The records:

++++++

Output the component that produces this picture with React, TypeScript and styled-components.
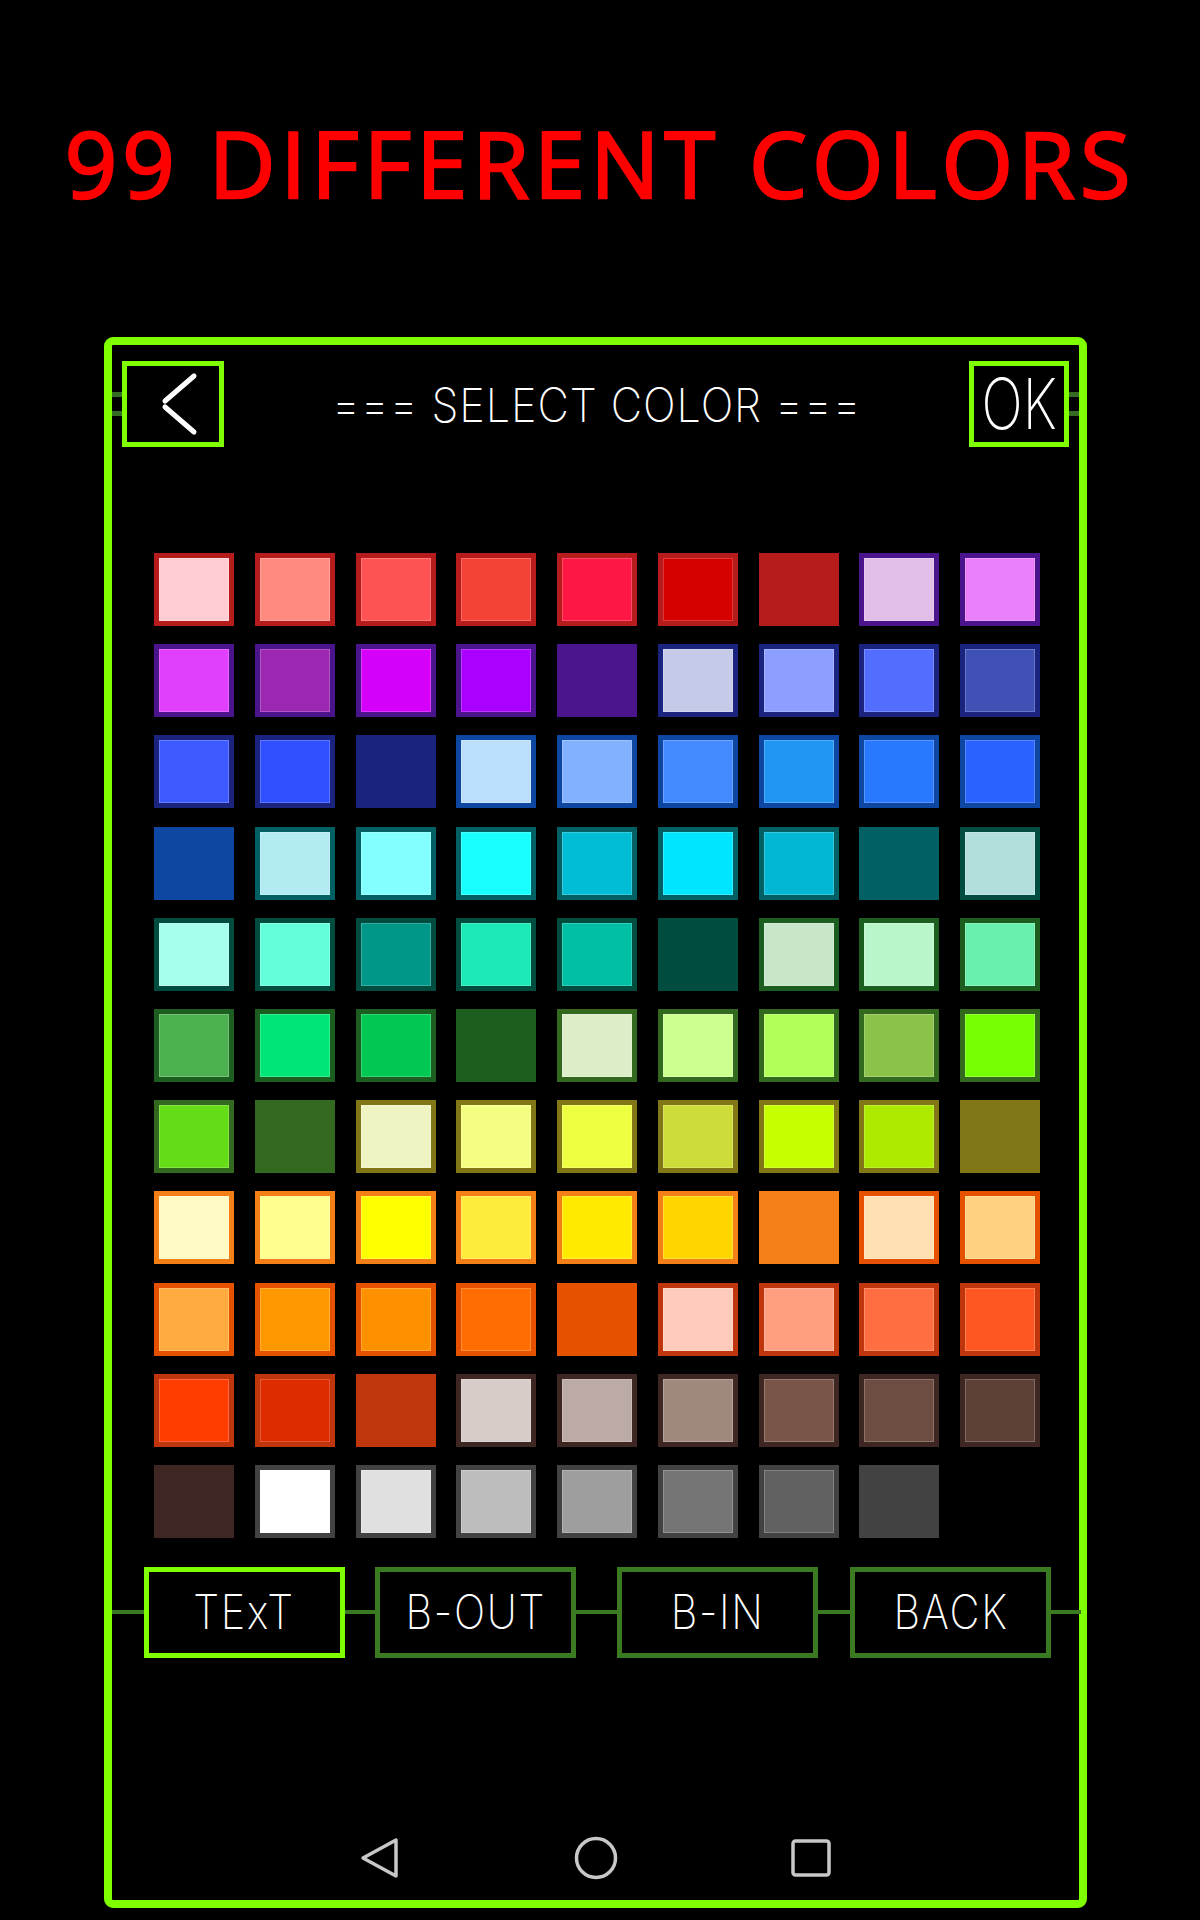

++++++

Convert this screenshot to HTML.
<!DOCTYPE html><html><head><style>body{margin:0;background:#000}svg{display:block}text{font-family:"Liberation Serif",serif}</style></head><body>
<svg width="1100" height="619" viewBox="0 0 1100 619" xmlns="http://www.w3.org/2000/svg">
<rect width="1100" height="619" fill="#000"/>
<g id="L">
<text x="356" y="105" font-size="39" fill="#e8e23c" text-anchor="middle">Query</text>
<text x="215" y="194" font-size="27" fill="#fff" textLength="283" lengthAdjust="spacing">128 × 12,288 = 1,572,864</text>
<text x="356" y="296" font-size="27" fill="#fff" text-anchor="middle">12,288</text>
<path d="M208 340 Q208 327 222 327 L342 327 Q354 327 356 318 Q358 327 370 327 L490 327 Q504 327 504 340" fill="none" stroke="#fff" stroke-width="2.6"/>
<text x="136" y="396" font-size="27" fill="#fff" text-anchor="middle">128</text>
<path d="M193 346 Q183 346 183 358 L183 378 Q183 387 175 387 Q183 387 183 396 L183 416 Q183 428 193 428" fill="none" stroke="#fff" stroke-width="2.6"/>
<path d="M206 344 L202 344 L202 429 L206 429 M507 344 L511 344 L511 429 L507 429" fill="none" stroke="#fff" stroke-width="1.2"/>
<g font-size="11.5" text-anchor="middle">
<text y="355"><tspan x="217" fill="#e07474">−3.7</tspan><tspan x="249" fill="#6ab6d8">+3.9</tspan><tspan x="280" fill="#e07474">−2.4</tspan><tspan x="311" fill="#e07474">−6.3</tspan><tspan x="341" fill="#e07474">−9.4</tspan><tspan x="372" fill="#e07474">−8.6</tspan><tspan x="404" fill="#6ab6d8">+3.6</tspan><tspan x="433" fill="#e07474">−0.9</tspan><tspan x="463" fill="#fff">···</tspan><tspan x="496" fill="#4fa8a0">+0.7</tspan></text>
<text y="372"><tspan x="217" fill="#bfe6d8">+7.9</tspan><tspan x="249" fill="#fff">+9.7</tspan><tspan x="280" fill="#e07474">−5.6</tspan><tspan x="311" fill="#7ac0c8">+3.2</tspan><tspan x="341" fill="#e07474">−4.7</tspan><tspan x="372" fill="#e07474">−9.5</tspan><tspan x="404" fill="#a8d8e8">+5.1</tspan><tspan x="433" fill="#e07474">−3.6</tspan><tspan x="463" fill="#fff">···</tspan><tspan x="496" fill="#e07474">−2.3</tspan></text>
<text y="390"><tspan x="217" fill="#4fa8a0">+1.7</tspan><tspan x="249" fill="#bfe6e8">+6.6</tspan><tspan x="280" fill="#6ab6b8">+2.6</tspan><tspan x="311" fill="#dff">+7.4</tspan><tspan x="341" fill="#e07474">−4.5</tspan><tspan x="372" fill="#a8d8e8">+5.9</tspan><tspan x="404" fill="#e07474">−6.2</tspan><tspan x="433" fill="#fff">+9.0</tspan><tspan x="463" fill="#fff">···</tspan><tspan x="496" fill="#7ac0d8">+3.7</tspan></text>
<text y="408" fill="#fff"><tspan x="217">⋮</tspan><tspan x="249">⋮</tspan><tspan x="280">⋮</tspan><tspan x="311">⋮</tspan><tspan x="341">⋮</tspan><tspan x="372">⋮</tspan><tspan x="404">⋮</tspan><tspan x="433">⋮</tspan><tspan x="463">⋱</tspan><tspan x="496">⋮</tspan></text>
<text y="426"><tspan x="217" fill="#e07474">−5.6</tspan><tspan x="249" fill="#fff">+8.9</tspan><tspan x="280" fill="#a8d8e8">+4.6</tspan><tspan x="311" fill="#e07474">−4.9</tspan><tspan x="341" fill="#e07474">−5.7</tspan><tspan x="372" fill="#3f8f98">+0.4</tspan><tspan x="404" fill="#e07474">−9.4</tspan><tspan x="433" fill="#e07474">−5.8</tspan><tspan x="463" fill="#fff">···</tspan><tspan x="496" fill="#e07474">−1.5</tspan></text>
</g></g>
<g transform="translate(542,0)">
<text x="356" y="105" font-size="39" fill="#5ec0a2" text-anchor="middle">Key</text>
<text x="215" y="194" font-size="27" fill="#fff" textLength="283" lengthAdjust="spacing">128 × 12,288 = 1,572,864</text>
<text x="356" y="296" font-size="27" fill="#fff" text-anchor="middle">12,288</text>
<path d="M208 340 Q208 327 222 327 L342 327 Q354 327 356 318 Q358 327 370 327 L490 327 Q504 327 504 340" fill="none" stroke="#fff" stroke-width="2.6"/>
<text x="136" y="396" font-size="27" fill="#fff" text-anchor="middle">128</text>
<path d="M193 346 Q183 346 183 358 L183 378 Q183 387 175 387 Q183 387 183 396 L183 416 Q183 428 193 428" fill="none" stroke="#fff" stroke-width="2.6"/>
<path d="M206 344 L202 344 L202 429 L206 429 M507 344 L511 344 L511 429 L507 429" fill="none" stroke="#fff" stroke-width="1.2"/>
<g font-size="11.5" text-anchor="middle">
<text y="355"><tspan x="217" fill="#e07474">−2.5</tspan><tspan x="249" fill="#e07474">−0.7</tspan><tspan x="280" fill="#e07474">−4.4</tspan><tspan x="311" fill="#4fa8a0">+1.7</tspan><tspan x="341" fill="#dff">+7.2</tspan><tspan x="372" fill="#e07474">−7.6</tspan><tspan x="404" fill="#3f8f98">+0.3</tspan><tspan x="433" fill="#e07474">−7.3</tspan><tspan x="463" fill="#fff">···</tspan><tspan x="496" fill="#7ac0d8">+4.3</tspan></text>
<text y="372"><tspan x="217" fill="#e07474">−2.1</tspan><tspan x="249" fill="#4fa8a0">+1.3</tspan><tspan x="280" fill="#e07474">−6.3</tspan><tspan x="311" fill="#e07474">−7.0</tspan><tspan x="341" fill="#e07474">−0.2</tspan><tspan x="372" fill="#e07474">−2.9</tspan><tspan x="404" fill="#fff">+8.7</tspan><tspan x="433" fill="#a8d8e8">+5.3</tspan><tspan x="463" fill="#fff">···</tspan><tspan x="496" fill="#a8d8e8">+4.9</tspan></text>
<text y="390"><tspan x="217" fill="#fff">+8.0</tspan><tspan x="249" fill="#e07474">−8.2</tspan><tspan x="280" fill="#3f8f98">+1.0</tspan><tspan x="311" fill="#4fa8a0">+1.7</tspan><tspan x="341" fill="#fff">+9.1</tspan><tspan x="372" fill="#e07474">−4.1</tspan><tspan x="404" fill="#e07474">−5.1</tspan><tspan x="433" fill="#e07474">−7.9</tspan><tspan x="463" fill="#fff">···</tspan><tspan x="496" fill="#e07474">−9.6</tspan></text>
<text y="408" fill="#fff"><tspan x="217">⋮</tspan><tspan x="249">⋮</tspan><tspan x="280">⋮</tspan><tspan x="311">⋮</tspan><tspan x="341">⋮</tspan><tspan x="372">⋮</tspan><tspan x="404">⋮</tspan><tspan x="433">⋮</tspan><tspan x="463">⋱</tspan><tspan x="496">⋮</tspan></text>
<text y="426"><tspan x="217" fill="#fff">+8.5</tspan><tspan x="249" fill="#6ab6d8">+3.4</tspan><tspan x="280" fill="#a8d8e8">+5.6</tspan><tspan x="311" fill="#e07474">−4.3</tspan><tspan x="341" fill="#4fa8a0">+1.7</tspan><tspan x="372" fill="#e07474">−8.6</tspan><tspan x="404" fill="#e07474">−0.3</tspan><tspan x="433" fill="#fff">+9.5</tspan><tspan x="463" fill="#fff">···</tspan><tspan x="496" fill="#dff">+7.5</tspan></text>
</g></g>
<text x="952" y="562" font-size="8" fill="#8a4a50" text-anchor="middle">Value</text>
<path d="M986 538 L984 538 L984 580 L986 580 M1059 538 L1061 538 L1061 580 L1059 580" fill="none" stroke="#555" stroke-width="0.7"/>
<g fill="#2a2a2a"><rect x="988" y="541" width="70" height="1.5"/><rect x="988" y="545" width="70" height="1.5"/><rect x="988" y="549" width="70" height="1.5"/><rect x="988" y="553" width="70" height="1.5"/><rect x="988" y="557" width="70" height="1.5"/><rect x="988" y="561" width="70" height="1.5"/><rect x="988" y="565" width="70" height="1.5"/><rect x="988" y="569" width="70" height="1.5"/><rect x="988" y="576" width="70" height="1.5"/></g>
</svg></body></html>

++++++

Problem statement:
Write down the number of lines where the word "this" appears, and nothing further.

Result:
2